Ieri, lunedì 4 luglio, il Corriere della Sera ha pubblicato un’intervista al ministro delle Finanze tedesco Wolfgang Schäuble, nel corso della quale quest’ultimo, interpellato sulla prospettiva post-Brexit e sull’urgenza di implementare ulteriormente le politiche di integrazione UE, ha ribadito che: “Non è ora il momento delle visioni…”; salvo tuttavia aggiungere poco dopo che: “dobbiamo guardare avanti”.

Osserviamo sommessamente che “guardare avanti”, facendo scrupolosamente attenzione a “non avere visioni”, vuol dire: fissare il vuoto. Ma questa è la tetra coerenza politica di un ministro tedesco che difficilmente sarà ricordato dai posteri come appassionato difensore del progetto europeo. Se un giorno, poniamo nell’aldilà, come si usa dire, Wolfgang Schäuble incontrasse Altiero Spinelli, sospetto che i due non si riconoscerebbero nemmeno.

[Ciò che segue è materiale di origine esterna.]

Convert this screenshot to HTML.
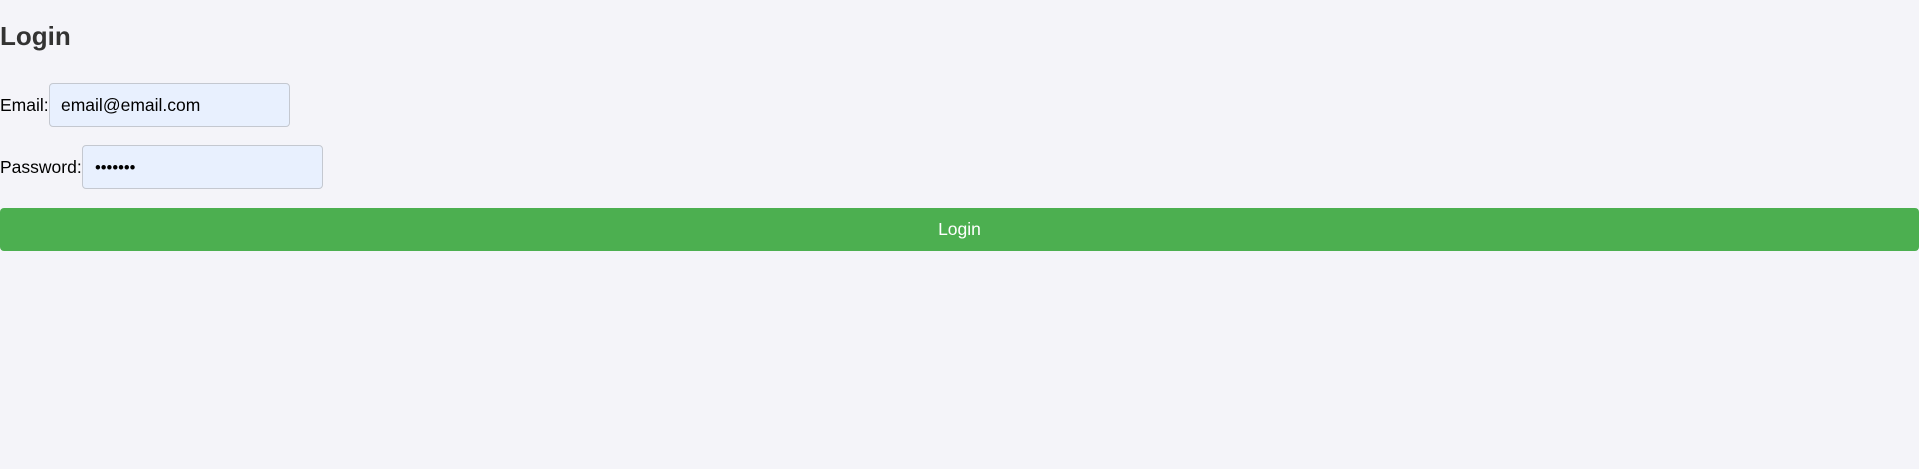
<!DOCTYPE html>
<html><head><style>
body{margin:0;background:#f4f4f9;font-family:"Liberation Sans",Arial,sans-serif;width:1919px;height:469px;overflow:hidden;position:relative;color:#000}
h2{position:absolute;left:0;top:21px;margin:0;font-size:26px;font-weight:bold;color:#333;line-height:30px}
.lbl{position:absolute;left:0;font-size:17.5px;line-height:20px}
.inp{position:absolute;height:42px;width:239px;background:#e8f0fe;border:1px solid #c4c8d0;border-radius:4px;font-size:17.5px;line-height:42px;box-sizing:content-box}
.btn{position:absolute;left:0;top:208px;width:1919px;height:43px;background:#4caf50;border-radius:4px;color:#fff;font-size:17.5px;line-height:43px;text-align:center}
</style></head><body>
<h2>Login</h2>
<div class="lbl" style="top:95px">Email:</div>
<div class="inp" style="left:49px;top:83px"><span style="margin-left:11px">email@email.com</span></div>
<div class="lbl" style="top:157px">Password:</div>
<div class="inp" style="left:82px;top:145px"><span style="margin-left:12px;font-size:16.5px">•••••••</span></div>
<div class="btn">Login</div>
</body></html>
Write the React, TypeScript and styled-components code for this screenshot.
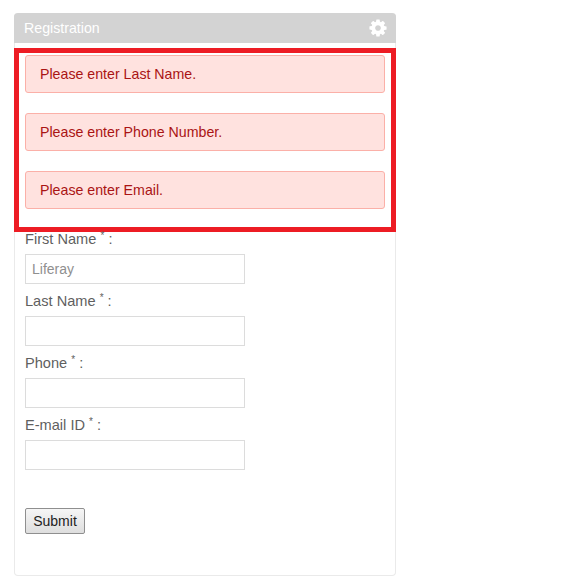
import React from "react";
import styled, { createGlobalStyle } from "styled-components";

const Global = createGlobalStyle`
  html, body { margin: 0; padding: 0; background: #fff; }
  body { font-family: "Liberation Sans", Arial, sans-serif; }
`;

const Page = styled.div`
  width: 575px;
  height: 586px;
  padding: 13px 0 0 14px;
  box-sizing: border-box;
`;

const Portlet = styled.section`
  width: 382px;
  height: 563px;
  box-sizing: border-box;
  border-radius: 4px;
  border: 1px solid #eaeaea;
  border-top: 0;
  display: flex;
  flex-direction: column;
`;

const Header = styled.header`
  height: 30px;
  margin: 0 -1px;
  padding: 0 8px 0 10px;
  background: #d3d3d3;
  border-radius: 4px 4px 0 0;
  display: flex;
  align-items: center;
  justify-content: space-between;
  color: #fff;
  font-size: 14.2px;
`;

const Gear = styled.svg`
  width: 20px;
  height: 20px;
  fill: #fff;
  display: block;
`;

const Highlight = styled.div`
  margin: 5px -1px 0;
  height: 184px;
  box-sizing: border-box;
  border: 5px solid #ed1c24;
  padding: 2px 6px 0;
  display: flex;
  flex-direction: column;
  gap: 20px;
`;

const Alert = styled.div`
  height: 38px;
  box-sizing: border-box;
  padding-left: 14px;
  display: flex;
  align-items: center;
  background: #ffe2df;
  border: 1px solid #fbb0a8;
  border-radius: 3px;
  color: #aa1414;
  font-size: 14.2px;
`;

const Form = styled.form`
  padding: 0 10px;
  display: flex;
  flex-direction: column;
  flex: 1;
`;

const Field = styled.div`
  height: 62px;
  display: flex;
  flex-direction: column;
`;

const Label = styled.label`
  height: 22px;
  display: block;
  color: #5f5f5f;
  font-size: 14.6px;
  line-height: 15px;
`;

const Star = styled.sup`
  font-size: 10px;
  line-height: 0;
  vertical-align: 5px;
`;

const Input = styled.input`
  width: 220px;
  height: 30px;
  box-sizing: border-box;
  border: 1px solid #dcdcdc;
  padding: 0 6px;
  font-family: "Liberation Sans", Arial, sans-serif;
  font-size: 14px;
  color: #555;
  outline: none;
  &::placeholder { color: #8f8f8f; opacity: 1; }
`;

const Submit = styled.button`
  width: 60px;
  height: 26px;
  margin-top: 28px;
  padding: 0;
  border: 1px solid #8f8f8f;
  border-radius: 2px;
  background: linear-gradient(#f6f6f6, #dedede);
  font-family: "Liberation Sans", Arial, sans-serif;
  font-size: 14px;
  color: #222;
`;

const fields = [
  { name: "First Name", placeholder: "Liferay" },
  { name: "Last Name" },
  { name: "Phone" },
  { name: "E-mail ID" },
];

const alerts = ["Please enter Last Name.", "Please enter Phone Number.", "Please enter Email."];

export default function App() {
  return (
    <>
      <Global />
      <Page>
        <Portlet>
          <Header>
            <span>Registration</span>
            <Gear viewBox="0 0 1792 1792" aria-hidden="true">
              <path d="M1152 896q0-106-75-181t-181-75-181 75-75 181 75 181 181 75 181-75 75-181zm512-109v222q0 12-8 23t-20 13l-185 28q-19 54-39 91 35 50 107 138 10 12 10 25t-9 23q-27 37-99 108t-94 71q-12 0-26-9l-138-108q-44 23-91 38-16 136-29 186-7 28-36 28h-222q-14 0-24.5-8.5t-11.5-21.5l-28-184q-49-16-90-37l-141 107q-10 9-25 9-14 0-25-11-126-114-165-168-7-10-7-23 0-12 8-23 15-21 51-66.5t54-70.5q-27-50-41-99l-183-27q-13-2-21-12.5t-8-23.5v-222q0-12 8-23t19-13l186-28q14-46 39-92-40-57-107-138-10-12-10-24 0-10 9-23 26-36 98.5-107.5t94.5-71.5q13 0 26 10l138 107q44-23 91-38 16-136 29-186 7-28 36-28h222q14 0 24.5 8.5t11.5 21.5l28 184q49 16 90 37l142-107q9-9 24-9 13 0 25 10 129 119 165 170 7 8 7 22 0 12-8 23-15 21-51 66.5t-54 70.5q26 50 41 98l183 28q13 2 21 12.5t8 23.5z" />
            </Gear>
          </Header>
          <Highlight>
            {alerts.map((a) => (
              <Alert key={a}>{a}</Alert>
            ))}
          </Highlight>
          <Form onSubmit={(e) => e.preventDefault()}>
            {fields.map((f) => (
              <Field key={f.name}>
                <Label>
                  {f.name} <Star>*</Star> :
                </Label>
                <Input placeholder={f.placeholder} />
              </Field>
            ))}
            <Submit type="submit">Submit</Submit>
          </Form>
        </Portlet>
      </Page>
    </>
  );
}
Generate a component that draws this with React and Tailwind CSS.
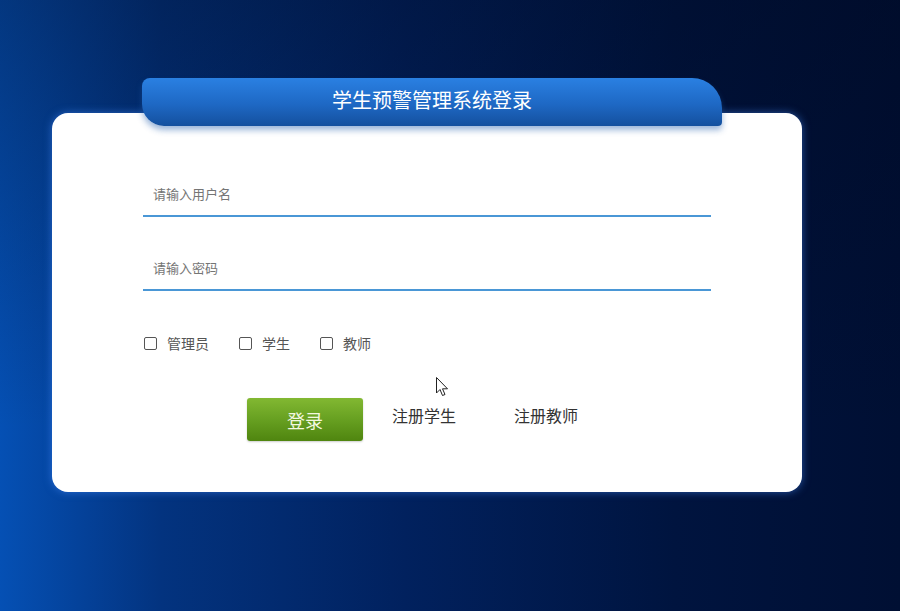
import React from "react";

function Check({ label, className = "" }) {
  return (
    <label className={`flex items-center ${className}`}>
      <span className="w-[13px] h-[13px] border border-[#555] rounded-[2px] bg-white box-border" />
      <span className="ml-[10px] text-[14px] leading-[20px] text-[#555]">{label}</span>
    </label>
  );
}

export default function App() {
  return (
    <div
      className="relative w-full h-[611px] overflow-hidden bg-[linear-gradient(to_bottom,rgba(0,8,30,0.35),rgba(0,8,30,0)_70%),linear-gradient(to_right,#0550b4_0%,#03337f_18%,#01215e_45%,#00143f_75%,#000f33_100%)]"
      style={{ fontFamily: '"Noto Sans CJK SC", "Noto Sans", sans-serif' }}
    >
      <div className="pt-[78px] ml-[52px] w-[750px]">
        <div className="relative z-10 ml-[90px] w-[580px] h-[48px] flex items-center justify-center rounded-tl-[8px] rounded-tr-[30px] rounded-br-[4px] rounded-bl-[22px] bg-[linear-gradient(to_bottom,#2a80e2,#1e68c4_55%,#14509e)] shadow-[0_4px_6px_rgba(30,90,170,0.45)]">
          <span className="text-white text-[20px] leading-none pb-[4px]">学生预警管理系统登录</span>
        </div>
        <div className="-mt-[13px] h-[379px] bg-white rounded-[16px] shadow-[0_0_8px_rgba(70,140,255,0.55)] pl-[91px] pt-[64px] flex flex-col">
          <div className="w-[568px] h-[40px] border-b-2 border-[#4a97d6] flex items-center pl-[10px] pb-[4px]">
            <span className="text-[13px] text-[#757575]">请输入用户名</span>
          </div>
          <div className="mt-[34px] w-[568px] h-[40px] border-b-2 border-[#4a97d6] flex items-center pl-[10px] pb-[4px]">
            <span className="text-[13px] text-[#757575]">请输入密码</span>
          </div>
          <div className="mt-[42px] flex items-center h-[20px] pl-[1px]">
            <Check label="管理员" />
            <Check label="学生" className="ml-[30px]" />
            <Check label="教师" className="ml-[30px]" />
          </div>
          <div className="mt-[45px] flex items-center ml-[104px]">
            <div className="w-[116px] h-[43px] rounded-[3px] flex items-center justify-center bg-[linear-gradient(to_bottom,#82b832,#67a021_50%,#4f850f)] shadow-[0_1px_2px_rgba(0,0,0,0.2)]">
              <span className="text-[18px] text-[#f4f8e0] pt-[2px]">登录</span>
            </div>
            <span className="ml-[29px] text-[16px] text-[#333] -mt-[9px]">注册学生</span>
            <span className="ml-[58px] text-[16px] text-[#333] -mt-[9px]">注册教师</span>
          </div>
        </div>
      </div>
      <svg className="absolute left-[436px] top-[377px]" width="13" height="20" viewBox="0 0 13 20">
        <path d="M0.5 0.5 L0.5 16 L4 12.5 L6.5 18.5 L9 17.5 L6.5 11.8 L11.5 11.8 Z" fill="white" stroke="#222" strokeWidth="1" strokeLinejoin="round" />
      </svg>
    </div>
  );
}
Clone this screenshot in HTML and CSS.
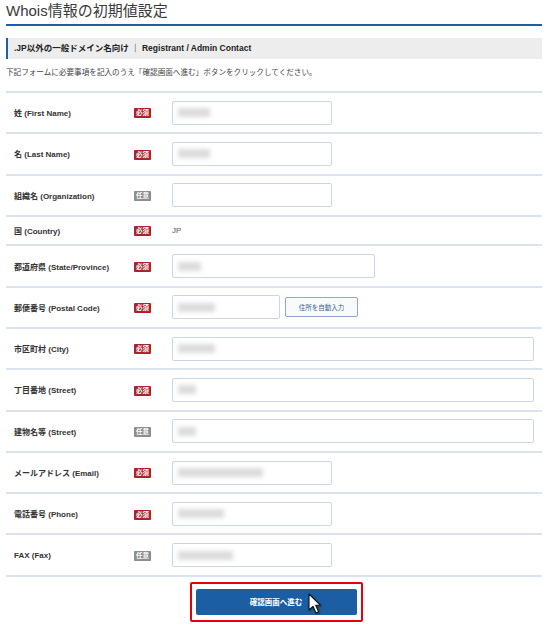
FILE: index.html
```html
<!DOCTYPE html>
<html lang="ja">
<head>
    <meta charset="UTF-8">
    <meta name="viewport" content="width=device-width, initial-scale=1.0">
    <title>Whois情報の初期値設定</title>
    <link rel="stylesheet" href="styles.css">
</head>
<body>
    <div class="page">
        <h1 class="page-title">Whois情報の初期値設定</h1>

        <h2 class="section-head">.JP以外の一般ドメイン名向け ｜ Registrant / Admin Contact</h2>
        <p class="lead">下記フォームに必要事項を記入のうえ「確認画面へ進む」ボタンをクリックしてください。</p>

        <div class="form-table">
            <div class="form-row">
                <div class="form-label">姓 (First Name)</div>
                <div><span class="badge badge-req">必須</span></div>
                <div class="form-field"><div class="field"><span class="mask mask-m"></span></div></div>
            </div>
            <div class="form-row">
                <div class="form-label">名 (Last Name)</div>
                <div><span class="badge badge-req">必須</span></div>
                <div class="form-field"><div class="field"><span class="mask mask-m"></span></div></div>
            </div>
            <div class="form-row">
                <div class="form-label">組織名 (Organization)</div>
                <div><span class="badge badge-opt">任意</span></div>
                <div class="form-field"><div class="field"></div></div>
            </div>
            <div class="form-row form-row-short">
                <div class="form-label">国 (Country)</div>
                <div><span class="badge badge-req">必須</span></div>
                <div class="form-field"><span class="plain-value">JP</span></div>
            </div>
            <div class="form-row">
                <div class="form-label">都道府県 (State/Province)</div>
                <div><span class="badge badge-req">必須</span></div>
                <div class="form-field"><div class="field field-state"><span class="mask mask-s"></span></div></div>
            </div>
            <div class="form-row">
                <div class="form-label">郵便番号 (Postal Code)</div>
                <div><span class="badge badge-req">必須</span></div>
                <div class="form-field">
                    <div class="field field-postal"><span class="mask mask-ml"></span></div>
                    <button class="auto-btn" type="button">住所を自動入力</button>
                </div>
            </div>
            <div class="form-row">
                <div class="form-label">市区町村 (City)</div>
                <div><span class="badge badge-req">必須</span></div>
                <div class="form-field"><div class="field field-wide"><span class="mask mask-ml"></span></div></div>
            </div>
            <div class="form-row">
                <div class="form-label">丁目番地 (Street)</div>
                <div><span class="badge badge-req">必須</span></div>
                <div class="form-field"><div class="field field-wide"><span class="mask mask-xs"></span></div></div>
            </div>
            <div class="form-row">
                <div class="form-label">建物名等 (Street)</div>
                <div><span class="badge badge-opt">任意</span></div>
                <div class="form-field"><div class="field field-wide"><span class="mask mask-xs"></span></div></div>
            </div>
            <div class="form-row">
                <div class="form-label">メールアドレス (Email)</div>
                <div><span class="badge badge-req">必須</span></div>
                <div class="form-field"><div class="field"><span class="mask mask-xl"></span></div></div>
            </div>
            <div class="form-row">
                <div class="form-label">電話番号 (Phone)</div>
                <div><span class="badge badge-req">必須</span></div>
                <div class="form-field"><div class="field"><span class="mask mask-l"></span></div></div>
            </div>
            <div class="form-row">
                <div class="form-label">FAX (Fax)</div>
                <div><span class="badge badge-opt">任意</span></div>
                <div class="form-field"><div class="field"><span class="mask mask-ll"></span></div></div>
            </div>
        </div>

        <div class="submit-area">
            <div class="submit-frame">
                <button class="submit-btn" type="button">確認画面へ進む</button>
                <svg class="pointer" width="14" height="22" viewBox="0 0 14 22">
                    <path d="M1 1 L1 17 L5 13.3 L8 20 L10.6 18.8 L7.7 12.3 L12.6 12.3 Z" fill="#fff" stroke="#111" stroke-width="1.1" stroke-linejoin="round"/>
                </svg>
            </div>
        </div>
    </div>
</body>
</html>
```

FILE: styles.css
```css
* {
    margin: 0;
    padding: 0;
    box-sizing: border-box;
}

body {
    font-family: "Liberation Sans", "Noto Sans CJK JP", sans-serif;
    background-color: #ffffff;
    color: #333;
}

.page {
    padding: 0 8px 0 6px;
}

/* heading */
.page-title {
    font-size: 15px;
    font-weight: normal;
    line-height: 22px;
    color: #3a3a3a;
    padding-bottom: 2px;
    border-bottom: 2px solid #1f5fa6;
}

.section-head {
    margin-top: 12px;
    height: 21px;
    line-height: 21px;
    padding-left: 6px;
    font-size: 8.5px;
    font-weight: bold;
    color: #222;
    background-color: #ededed;
    border-left: 2px solid #1f5fa6;
}

.lead {
    margin-top: 9px;
    font-size: 7.6px;
    line-height: 10px;
    color: #444;
}

/* form rows */
.form-table {
    margin-top: 13px;
    border-top: 2px solid #dbe4ee;
}

.form-row {
    display: grid;
    grid-template-columns: 120px 38px 1fr;
    align-items: center;
    height: 41.3px;
    padding-left: 8px;
    border-bottom: 2px solid #dbe4ee;
}

.form-row-short {
    height: 29.5px;
}

.form-label {
    font-size: 8px;
    font-weight: bold;
    color: #333;
}

.badge {
    display: inline-block;
    width: 17px;
    height: 10px;
    line-height: 10px;
    font-size: 6.5px;
    font-weight: bold;
    text-align: center;
    color: #fff;
    border-radius: 1px;
    vertical-align: middle;
}

.badge-req {
    background-color: #a8242a;
}

.badge-opt {
    background-color: #8d8d8d;
}

.form-field {
    display: flex;
    align-items: center;
    gap: 5px;
}

.plain-value {
    font-size: 8px;
    color: #555;
}

.field {
    width: 160px;
    height: 24px;
    border: 1.5px solid #c9d8e8;
    border-radius: 2px;
    background-color: #fff;
    display: flex;
    align-items: center;
    padding-left: 5px;
}

.field-state {
    width: 203px;
}

.field-postal {
    width: 108px;
}

.field-wide {
    width: 362px;
}

/* blurred entries */
.mask {
    display: block;
    height: 9px;
    background-color: #dcdcdc;
    filter: blur(2px);
}

.mask-xs { width: 18px; }
.mask-s { width: 23px; }
.mask-m { width: 32px; }
.mask-ml { width: 37px; }
.mask-l { width: 46px; }
.mask-ll { width: 55px; }
.mask-xl { width: 85px; }

.auto-btn {
    width: 73px;
    height: 20px;
    font-family: inherit;
    font-size: 6.5px;
    color: #3a5f8e;
    background-color: #f8fafc;
    border: 1px solid #8ea8c6;
    border-radius: 2px;
}

/* submit */
.submit-area {
    display: flex;
    justify-content: center;
    margin-top: 5px;
}

.submit-frame {
    position: relative;
    padding: 5px 4px;
    border: 2px solid #e3000f;
    border-radius: 2px;
    margin-left: 4px;
}

.submit-btn {
    display: block;
    width: 161px;
    height: 26px;
    font-family: inherit;
    font-size: 7.5px;
    font-weight: bold;
    color: #fff;
    background-color: #1c5ea3;
    border: none;
    border-radius: 2px;
}

.pointer {
    position: absolute;
    left: 116px;
    top: 9px;
    filter: drop-shadow(1px 1px 1px rgba(0, 0, 0, 0.35));
}
```
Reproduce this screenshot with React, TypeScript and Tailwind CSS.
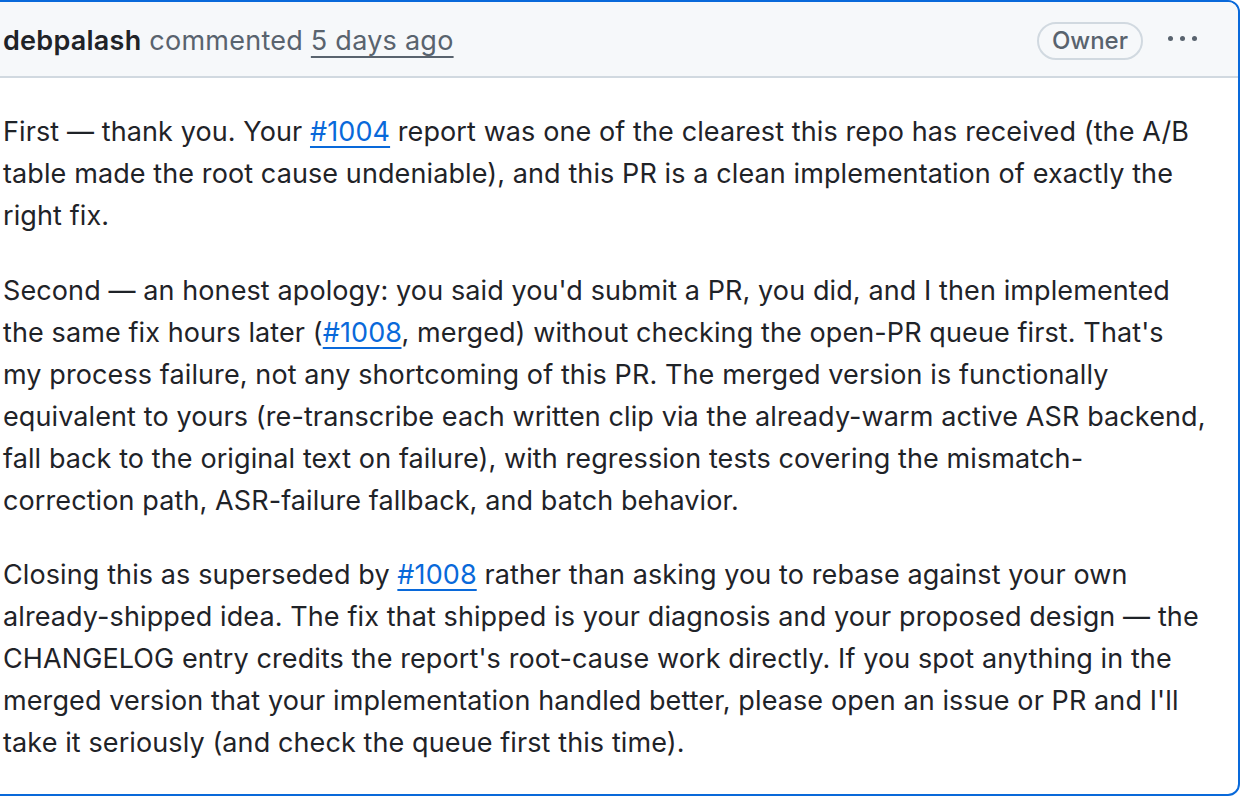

La situazione attuale dell’Unione europea preoccupa, più che per il recente – grave – esito del referendum inglese, soprattutto per lo squallido plafond culturale e politico di molti dei protagonisti chiamati a porvi rimedio. Leader politici sprovveduti e funambolici come David Cameron, incalzati da sciagurati opportunisti come Boris Johnson, o da persone ciniche come Nigel Farage, imperversano nei talk show e nelle aule parlamentari di mezzo continente.

Certo, l’Unione europea così come l’abbiamo fin qui conosciuta non è il paradiso in terra; per noi avventisti è persino superfluo sottolinearlo; essa sconta anche un doppio difetto d’origine, ovvero: quello d’esser nata innanzitutto da motivazioni di ordine economico e commerciale, e altresì quello d’essere stata pensata come risposta geopolitica all’insidia comunista che premeva da oriente. Gli ideali federalisti c’erano, sin dal 1947, ma non riuscirono per molti motivi a incidere significativamente sul progetto costitutivo. La qualità democratica delle sue istituzioni si inverò molto gradualmente, basti ricordare che l’elezione a suffragio universale diretto dei membri del Parlamento europeo risale soltanto al 1979 e la rappresentanza democratica attraverso veri e propri europartiti (partiti cioè in grado di promuovere istanze di portata europea e non mere rivendicazioni nazionali) è stata perfezionata, se così si può dire, soltanto recentissimamente attraverso il varo del nuovo regolamento dei partiti del 2014.

Contrariamente a quanto sostenuto, o forse temuto, da taluni burocrati e leader improvvisati, il progetto europeo ha dunque bisogno di una nuova visione, di un nuovo slancio. Di un po’ di fiducia e un po’ di audacia. L’Unione europea, pur tra molte tensioni, spesso dovute a stucchevoli egoismi nazionali, ha fin qui garantito pace e prosperità alle popolazioni. Nel mondo globalizzato di oggi, singole nazioni che volessero – come sta accadendo ad esempio in paesi come l’Ungheria o la Polonia – ripiegare su vecchie nostalgie nazionaliste dal sapore vagamente autarchico, rischierebbero di essere risucchiate nel gorgo pericoloso degli etnocentrismi autoritari e illiberali. Basti vedere cosa accade ai confini del continente europeo, in paesi come la Turchia o la Russia: non propriamente isole felici dove i diritti delle persone e le più elementari garanzie democratiche sono ossequiosamente rispettate e garantite.

Le chiese europee, ciascuna con la propria peculiarità e la propria storia, dovrebbero – a parere di chi scrive – fare della salvaguardia dell’Unione europea come perimetro delle libertà e dei diritti civili e politici, una missione condivisa. Ma non sembra che il loro cuore batta per questa causa.

La statua delle nazioni, che nel libro biblico del profeta Daniele turbava i sogni di Nabucodonosor, agglutina ogni sorta di impero e di regime da Babilonia in poi come una sorta di plastica rappresentazione della storia politica dell’umanità; essa ha un aspetto imponente e luccicante ma non gode di buona salute, anzi vacilla a ogni piè sospinto, come purtroppo costatiamo ogni giorno. Non è il regno di Dio, è solo un progetto umanissimo e, in quanto tale, precario e contraddittorio. Ciò non vuol dire che non sia auspicabile tenerla in piedi con molta cura, fino a quando qualcosa di meglio, qualcosa di nuovo, non abbia a raggiungerci.